A teenager was forced to take over the controls of a plane for more than half an hour on Saturday afternoon when the pilot passed out during a flight over rural Australia.
Troy Jenkins, 19, had to fly the plane around in circles for 45 minutes at a small airport in Forbes, New South Wales, because he didn’t know how to land the single-engine Cessna 150 on his own.
The pilot, 61-year-old family friend Derek Neville, lost consciousness just 10 minutes into the recreational flight. Mr Jenkins said he had taken over the controls in the past while flying with Mr Neville, but that he had only landed the plane once before – and that was under the older man’s direct supervision.
“Keeping it up wasn't a problem, it was the landing part I wasn't sure of,” Mr Jenkins told The Associated Press. “I was pretty scared.”
“I thought I had to save myself and him. It was quite an experience,” he said.
The teenager was able to keep the plane at a steady altitude of 2,000 feet (610 metres), before Mr Neville finally came to.
“He sort of poked me in the right direction and we both brought it down,” Mr Jenkins said. They landed safely.
The 19-year-old also explained how grateful he was to pilot Paul Reynolds, who responded to his SOS radio calls and came to the rescue.
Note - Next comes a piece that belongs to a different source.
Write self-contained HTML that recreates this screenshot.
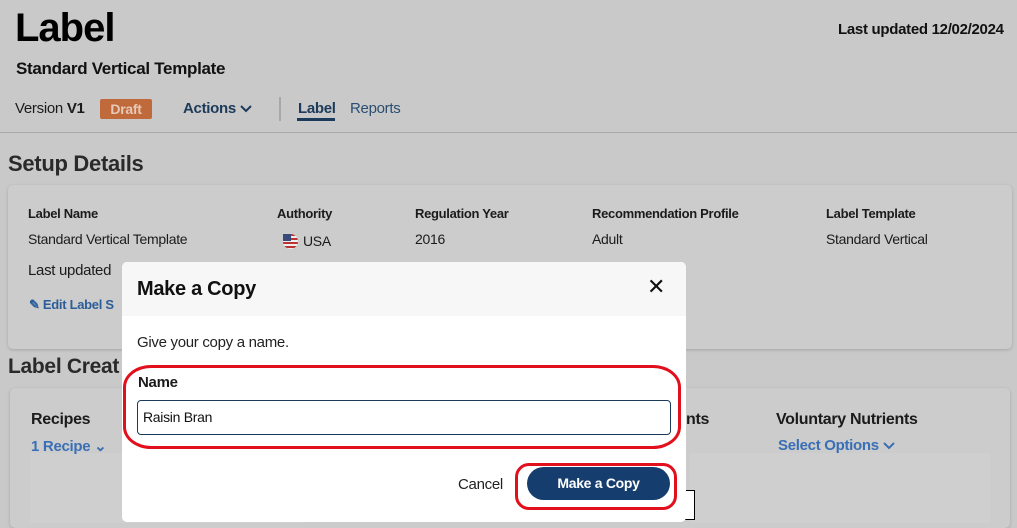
<!DOCTYPE html>
<html><head><style>
*{margin:0;padding:0;box-sizing:border-box}
body{width:1017px;height:515px;overflow:hidden;background:#c9c9c9;font-family:"Liberation Sans",sans-serif;color:#1b1b1b;position:relative;letter-spacing:-0.3px}
.a{position:absolute;white-space:nowrap}
.b{font-weight:bold}
.card{position:absolute;background:#cccccc;border-radius:5px;box-shadow:0 1px 3px rgba(0,0,0,.18)}
.blue{color:#2a5d99}
</style></head><body>
<div class="a b" style="left:15px;top:6px;font-size:40px;color:#000;letter-spacing:-1px">Label</div>
<div class="a" style="left:16px;top:59px;font-size:17px;font-weight:600;color:#111">Standard Vertical Template</div>
<div class="a b" style="left:838px;top:21px;font-size:15px;color:#111">Last updated 12/02/2024</div>
<div class="a" style="left:15px;top:100px;font-size:15px">Version <b>V1</b></div>
<div class="a b" style="left:100px;top:99px;width:52px;height:20px;background:#c0693a;color:#e6c9b6;font-size:14px;text-align:center;line-height:20px;border-radius:2px">Draft</div>
<div class="a" style="left:183px;top:100px;font-size:15px;color:#1c3a5a;font-weight:600">Actions <svg width="12" height="8" viewBox="0 0 12 8"><path d="M1 1l5 5 5-5" stroke="#1c3a5a" stroke-width="2" fill="none"/></svg></div>
<div class="a" style="left:279px;top:97px;width:2px;height:24px;background:#a8a8a8"></div>
<div class="a" style="left:298px;top:100px;font-size:15px;color:#1c3a5a;font-weight:600">Label</div>
<div class="a" style="left:297px;top:118px;width:38px;height:3px;background:#1c3a5a"></div>
<div class="a" style="left:350px;top:100px;font-size:15px;color:#2b4e72">Reports</div>
<div class="a" style="left:0;top:132px;width:1017px;height:1px;background:#a9a9a9"></div>
<div class="a b" style="left:8px;top:151px;font-size:22px;color:#2a2a2a">Setup Details</div>
<div class="card" style="left:8px;top:185px;width:1004px;height:164px"></div>
<div class="a b" style="left:28px;top:206px;font-size:13px">Label Name</div>
<div class="a" style="left:28px;top:231px;font-size:14px">Standard Vertical Template</div>
<div class="a b" style="left:277px;top:206px;font-size:13px">Authority</div>
<div class="a" style="left:283px;top:234px;width:15px;height:15px;border-radius:50%;background:repeating-linear-gradient(#b33 0 2px,#eee 2px 4px)"><div style="width:8px;height:7px;background:#3c4a7a"></div></div>
<div class="a" style="left:303px;top:233px;font-size:14px">USA</div>
<div class="a b" style="left:415px;top:206px;font-size:13px">Regulation Year</div>
<div class="a" style="left:415px;top:231px;font-size:14px">2016</div>
<div class="a b" style="left:592px;top:206px;font-size:13px">Recommendation Profile</div>
<div class="a" style="left:592px;top:231px;font-size:14px">Adult</div>
<div class="a b" style="left:826px;top:206px;font-size:13px">Label Template</div>
<div class="a" style="left:826px;top:231px;font-size:14px">Standard Vertical</div>
<div class="a" style="left:28px;top:262px;font-size:15px">Last updated</div>
<div class="a b blue" style="left:29px;top:297px;font-size:13px">&#9998; Edit Label S</div>
<div class="a b" style="left:8px;top:355px;font-size:21px;color:#2a2a2a">Label Creat</div>
<div class="card" style="left:10px;top:388px;width:1000px;height:140px"></div>
<div class="a" style="left:30px;top:453px;width:280px;height:70px;background:#cfcfcf"></div>
<div class="a" style="left:690px;top:453px;width:300px;height:70px;background:#cfcfcf"></div>
<div class="a b" style="left:31px;top:411px;font-size:16px">Recipes</div>
<div class="a b blue" style="left:31px;top:437px;font-size:15px;color:#3a6fb5">1 Recipe &#8964;</div>
<div class="a b" style="left:686px;top:411px;font-size:16px">nts</div>
<div class="a b" style="left:776px;top:411px;font-size:16px">Voluntary Nutrients</div>
<div class="a b" style="left:778px;top:437px;font-size:15px;color:#3a6fb5">Select Options <svg width="12" height="8" viewBox="0 0 12 8"><path d="M1 1l5 5 5-5" stroke="#3a6fb5" stroke-width="2" fill="none"/></svg></div>
<div class="a" style="left:670px;top:490px;width:25px;height:30px;border:1px solid #000;background:#fff"></div>
<!-- modal -->
<div class="a" style="left:122px;top:262px;width:564px;height:260px;background:#fff;border-radius:5px;overflow:hidden">
<div style="height:54px;background:#f7f7f7;position:relative">
<div class="a b" style="left:15px;top:16px;font-size:20px;color:#111">Make a Copy</div>
<div class="a" style="left:525px;top:12px;font-size:22px;color:#111">&#10005;</div>
</div>
<div class="a" style="left:15px;top:72px;font-size:15px;color:#222">Give your copy a name.</div>
<div class="a b" style="left:16px;top:112px;font-size:15px">Name</div>
<div class="a" style="left:15px;top:138px;width:534px;height:35px;border:1px solid #1c3a5a;border-radius:4px;font-size:14px;padding:8px 5px;color:#111">Raisin Bran</div>
<div class="a" style="left:336px;top:214px;font-size:15px;color:#222">Cancel</div>
<div class="a b" style="left:405px;top:205px;width:143px;height:33px;border-radius:17px;background:#153e6e;color:#fff;font-size:14px;text-align:center;line-height:33px">Make a Copy</div>
</div>
<div class="a" style="left:123px;top:365px;width:558px;height:84px;border:3px solid #e2101c;border-radius:28px/22px"></div>
<div class="a" style="left:515px;top:463px;width:162px;height:47px;border:3px solid #e2101c;border-radius:14px"></div>
</body></html>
Mr Reynolds flew his own plane alongside the Cessna and provided instructions over the radio.
“I just heard on the radio someone calling: 'Help, help,'” Mr Reynolds told the Nine Network TV station.
“What I got him to do was essentially just maintain that altitude and fly around the airfield,” he added.
After the landing, Mr Neville was flown to Orange Base Hospital, where he was being treated on Sunday.
His wife Merle Neville said he had undergone heart and brain scans, but doctors had yet to diagnose the problem.
“We've had a good outcome,” she said, referring to the successful landing.
Police Detective Sergeant Steve Howard said the air emergency could have resulted in tragedy if the pilot had not regained consciousness when he did.
“I do believe the passenger had some prior experience in the plane and had landed the plane with some assistance in the past, but we were just very fortunate that the pilot did come to,” Sgt Howard told ABC News.
Air safety investigators plan to interview both the pilot and passenger on Tuesday, Australian Transport Safety Bureau spokesman Stuart Godley said.